León Bendesky
El populismo se ha recreado en el entorno político en muchas partes del mundo. En Europa, hoy, es un asunto que concierne a varios países de la región y se acompaña de un creciente nacionalismo que retrotrae al periodo de entreguerras en la segunda mitad del siglo pasado.
Eso ocurre a pesar de los avances en el marco de la integración en la zona, minado por las repercusiones de la crisis financiera de hace 10 años y las propias deficiencias del arreglo democrático del sistema político regional basado en Bruselas (Consejo y Parlamento) y del económico en Frankfurt (Banco Central Europeo).
En América Latina es un fenómeno recurrente que apunta a la estructura social tan difícil de alterar y conforma un muy complejo escenario de crisis recurrentes de las democracias tal y cómo existen. La combinación con el autoritarismo, la fragilidad institucional y la corrupción hacen de la experiencia política un asunto de grandes conflictos.
El acceso de Donald Trump a la presidencia de Estados Unidos, marcado con un discurso disruptivo desde la mera campaña y cumplido con bastante cabalidad en el primer año y meses de gobierno, se aproxima mucho a las pautas más convencionales del populismo. En ese caso parecería ser que el armazón legal e institucional pudiese ser más resistente que en otras partes; pero aun así el margen de maniobra del presidente es bastante amplio.
Un signo prácticamente universal del populismo en sus diversas vertientes es que quien tiene el poder cree fervientemente que está constreñido en su capacidad ejecutiva para servir al pueblo. Tales limitaciones equivalen, por lo tanto, a socavar la voluntad popular y sirven a sus enemigos, sean éstos los extranjeros, las minorías o los gobiernos que se oponen a su hegemonía, o bien, en otros casos, las élites económicas.
Estas posturas se confrontan con las estructuras político institucionales que delimitan la separación de los poderes, a la manera en que existen en los regímenes considerados como democracias, es decir: Ejecutivo, Legislativo y Judicial.
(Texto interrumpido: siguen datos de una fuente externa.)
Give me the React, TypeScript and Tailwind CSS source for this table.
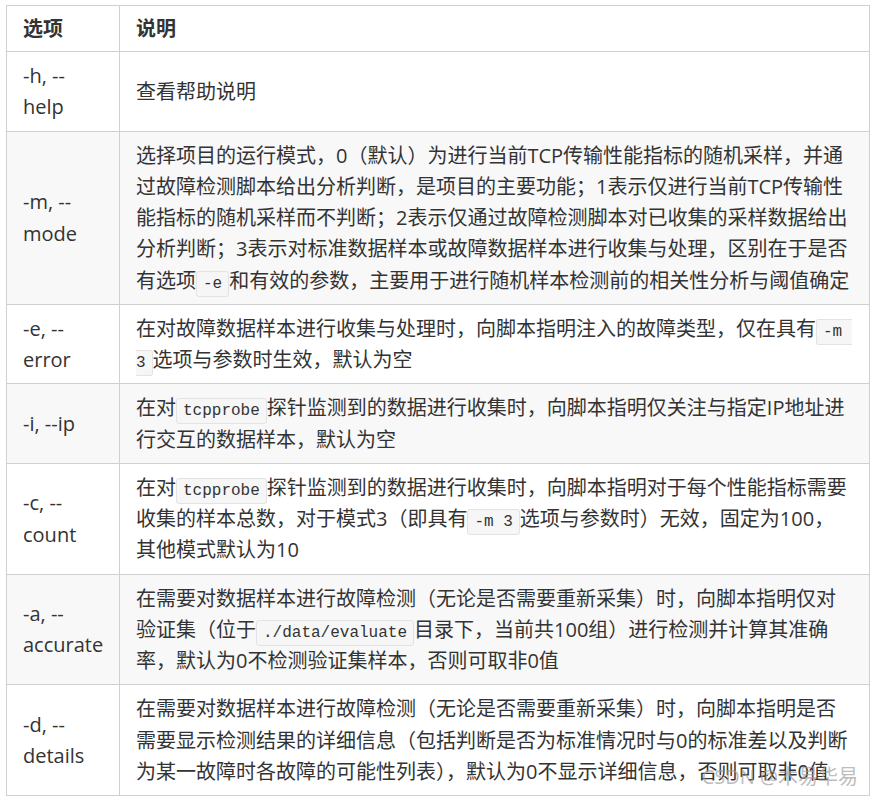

Claro está que la separación formal de tales poderes no es garantía de un sistema político abierto y en el que haya leyes que abracen los derechos individuales y sociales y, menos aun que estas se cumplan.
Las muestras de todo esto son abundantes en el mundo. En esta región, el reciente caso de Nicaragua es llamativo, pero ciertamente no único. En un entorno populista, las elecciones pueden ser el instrumento mismo de la perpetuación de un régimen en ausencia del imperio de la ley y de las libertades civiles más elementales (empezando por la seguridad de las personas) y cuando se alían con las fuerzas de la represión, con medios de comunicación y los jueces.
En el ámbito de la economía, el populismo se enfoca en las restricciones efectivas que imponen sobre el ejercicio efectivo del poder las entidades autónomas de carácter regulatorio. Esto puede advertirse, por ejemplo, en el caso actual de la renegociación del TLCAN y en otras instancias que van hasta la mera existencia de un banco central independiente y puede alcanzar hasta las funciones de órganos de control de las actividades financieras del gobierno. El abanico es en este terreno muy amplio.
La teoría económica está llena de instancias que tratan de probar que la menor interferencia en las fuerzas del mercadopor las políticas públicas del gobierno contribuyen a una mayor eficiencia del sistema productivo, la asignación de los recursos disponibles y del financiamiento. Estas posturas están hoy bajo cuestionamiento, otra vez, por las manifestaciones de las crisis financiara y por las evidencias de una creciente concentración de la riqueza y del ingreso en todas partes. El debate es extenso y las resistencias políticas son muy grandes.
El asunto tiende a plantearse en términos generales como la relación entre gobierno y mercado y en ese marco caben muchos argumentos que tienden a asimilarse con el tema del populismo, el autoritarismo y hasta la tecnocracia. Pero no puede eludirse que se trata de Economía Política, como fue concebida originalmente en el siglo XVIII.
En este sentido, hay argumentos que abren la discusión acerca de las posibilidades para extender la intervención gubernamental frente a las restricciones de carácter institucional que se van creando.
Un caso puede ser, como apunta Rodrik, la conformación de una extensa serie de intereses especiales por las mismas élites económicas. De tal manera ejercen de modo efectivo un control sobre la gestión pública y se incrustan en las propias entidades reglamentarias, como pueden ser las que determinan las pautas del comercio exterior, la concesión de patentes, la asignación de subsidios, el control de la información o el entorno general y muy extenso de las transacciones financieras.
El populismo económico tendría así un espacio más grande en las posibilidades de la gestión política. El asunto es distinguir y separar, si se puede, la ambición populista en los sentidos político y económico de su significado general en una sociedad.